-- START OF Data extract --

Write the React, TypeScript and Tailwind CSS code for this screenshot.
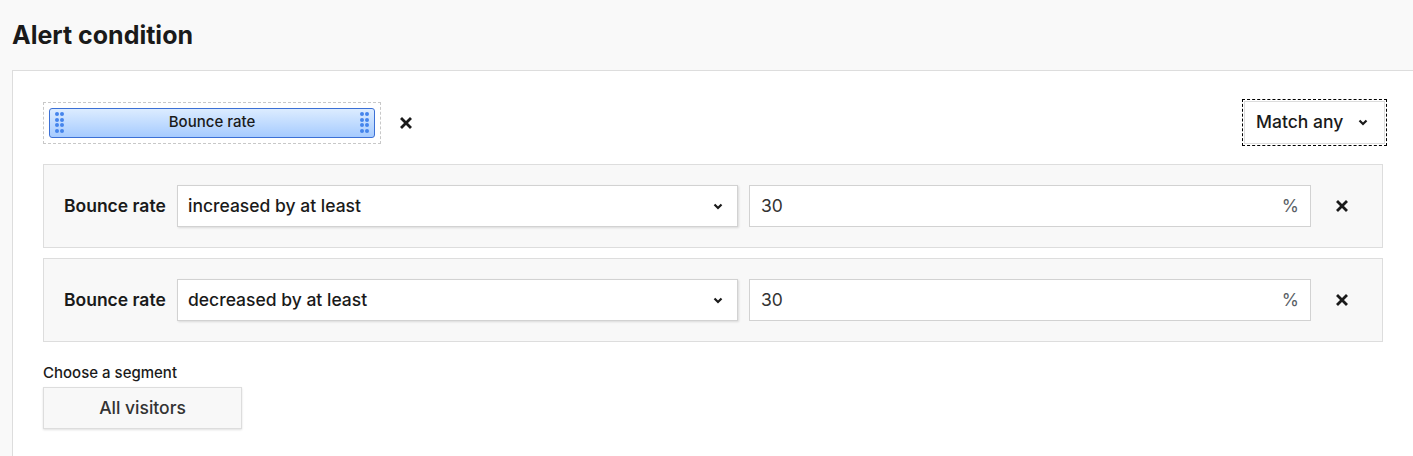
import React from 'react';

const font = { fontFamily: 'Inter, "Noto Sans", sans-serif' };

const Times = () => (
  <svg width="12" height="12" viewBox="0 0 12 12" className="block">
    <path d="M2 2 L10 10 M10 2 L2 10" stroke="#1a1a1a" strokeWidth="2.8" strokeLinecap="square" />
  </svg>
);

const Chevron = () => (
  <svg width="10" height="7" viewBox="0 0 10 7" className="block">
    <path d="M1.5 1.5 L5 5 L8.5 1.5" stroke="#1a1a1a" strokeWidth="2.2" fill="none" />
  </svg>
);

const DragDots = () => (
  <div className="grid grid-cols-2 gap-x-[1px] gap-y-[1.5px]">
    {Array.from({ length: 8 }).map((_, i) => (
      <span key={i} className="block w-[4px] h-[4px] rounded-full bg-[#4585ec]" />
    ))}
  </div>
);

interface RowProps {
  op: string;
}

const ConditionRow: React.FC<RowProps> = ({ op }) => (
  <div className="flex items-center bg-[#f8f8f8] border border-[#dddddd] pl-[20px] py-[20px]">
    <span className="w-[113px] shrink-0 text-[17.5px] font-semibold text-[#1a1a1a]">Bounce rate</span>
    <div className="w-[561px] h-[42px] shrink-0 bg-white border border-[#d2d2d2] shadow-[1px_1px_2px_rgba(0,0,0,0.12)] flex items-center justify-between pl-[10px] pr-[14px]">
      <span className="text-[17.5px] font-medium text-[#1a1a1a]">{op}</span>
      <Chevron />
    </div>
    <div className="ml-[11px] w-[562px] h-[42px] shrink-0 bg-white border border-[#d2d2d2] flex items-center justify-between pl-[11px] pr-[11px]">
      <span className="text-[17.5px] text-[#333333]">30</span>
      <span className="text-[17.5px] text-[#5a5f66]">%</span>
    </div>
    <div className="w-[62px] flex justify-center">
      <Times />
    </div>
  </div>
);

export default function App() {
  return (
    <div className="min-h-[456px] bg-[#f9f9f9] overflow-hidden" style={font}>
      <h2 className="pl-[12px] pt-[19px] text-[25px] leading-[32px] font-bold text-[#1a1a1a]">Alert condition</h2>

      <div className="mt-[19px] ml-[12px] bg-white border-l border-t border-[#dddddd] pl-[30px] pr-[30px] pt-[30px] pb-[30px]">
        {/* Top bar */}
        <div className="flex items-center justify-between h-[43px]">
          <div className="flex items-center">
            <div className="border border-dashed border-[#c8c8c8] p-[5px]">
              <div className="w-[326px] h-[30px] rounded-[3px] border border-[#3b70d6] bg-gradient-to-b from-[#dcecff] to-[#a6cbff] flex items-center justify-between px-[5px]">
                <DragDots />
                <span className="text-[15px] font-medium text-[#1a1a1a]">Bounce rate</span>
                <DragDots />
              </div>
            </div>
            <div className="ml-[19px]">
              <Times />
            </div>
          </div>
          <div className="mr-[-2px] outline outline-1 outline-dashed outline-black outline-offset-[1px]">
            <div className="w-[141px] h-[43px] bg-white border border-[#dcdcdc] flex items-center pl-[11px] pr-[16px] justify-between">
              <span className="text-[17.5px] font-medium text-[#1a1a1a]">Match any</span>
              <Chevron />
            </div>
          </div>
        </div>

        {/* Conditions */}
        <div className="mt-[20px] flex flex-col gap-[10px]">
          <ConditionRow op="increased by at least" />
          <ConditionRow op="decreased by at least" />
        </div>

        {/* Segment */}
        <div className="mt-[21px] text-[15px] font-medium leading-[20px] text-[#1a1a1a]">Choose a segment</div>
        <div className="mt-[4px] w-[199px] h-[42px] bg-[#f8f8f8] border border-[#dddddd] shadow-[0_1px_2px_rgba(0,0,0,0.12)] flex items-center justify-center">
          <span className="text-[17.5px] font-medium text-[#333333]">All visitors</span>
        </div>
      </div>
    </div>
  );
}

-- END OF Data extract --

**Task to complete**
Everything from the top line of the data down to and including the line with "pt-[19px] text-[25px] leading-[32px]" is to be copied, except the pictures.

**Result**
Write the React, TypeScript and Tailwind CSS code for this screenshot.
import React from 'react';

const font = { fontFamily: 'Inter, "Noto Sans", sans-serif' };

const Times = () => (
  <svg width="12" height="12" viewBox="0 0 12 12" className="block">
    <path d="M2 2 L10 10 M10 2 L2 10" stroke="#1a1a1a" strokeWidth="2.8" strokeLinecap="square" />
  </svg>
);

const Chevron = () => (
  <svg width="10" height="7" viewBox="0 0 10 7" className="block">
    <path d="M1.5 1.5 L5 5 L8.5 1.5" stroke="#1a1a1a" strokeWidth="2.2" fill="none" />
  </svg>
);

const DragDots = () => (
  <div className="grid grid-cols-2 gap-x-[1px] gap-y-[1.5px]">
    {Array.from({ length: 8 }).map((_, i) => (
      <span key={i} className="block w-[4px] h-[4px] rounded-full bg-[#4585ec]" />
    ))}
  </div>
);

interface RowProps {
  op: string;
}

const ConditionRow: React.FC<RowProps> = ({ op }) => (
  <div className="flex items-center bg-[#f8f8f8] border border-[#dddddd] pl-[20px] py-[20px]">
    <span className="w-[113px] shrink-0 text-[17.5px] font-semibold text-[#1a1a1a]">Bounce rate</span>
    <div className="w-[561px] h-[42px] shrink-0 bg-white border border-[#d2d2d2] shadow-[1px_1px_2px_rgba(0,0,0,0.12)] flex items-center justify-between pl-[10px] pr-[14px]">
      <span className="text-[17.5px] font-medium text-[#1a1a1a]">{op}</span>
      <Chevron />
    </div>
    <div className="ml-[11px] w-[562px] h-[42px] shrink-0 bg-white border border-[#d2d2d2] flex items-center justify-between pl-[11px] pr-[11px]">
      <span className="text-[17.5px] text-[#333333]">30</span>
      <span className="text-[17.5px] text-[#5a5f66]">%</span>
    </div>
    <div className="w-[62px] flex justify-center">
      <Times />
    </div>
  </div>
);

export default function App() {
  return (
    <div className="min-h-[456px] bg-[#f9f9f9] overflow-hidden" style={font}>
      <h2 className="pl-[12px] pt-[19px] text-[25px] leading-[32px] font-bold text-[#1a1a1a]">Alert condition</h2>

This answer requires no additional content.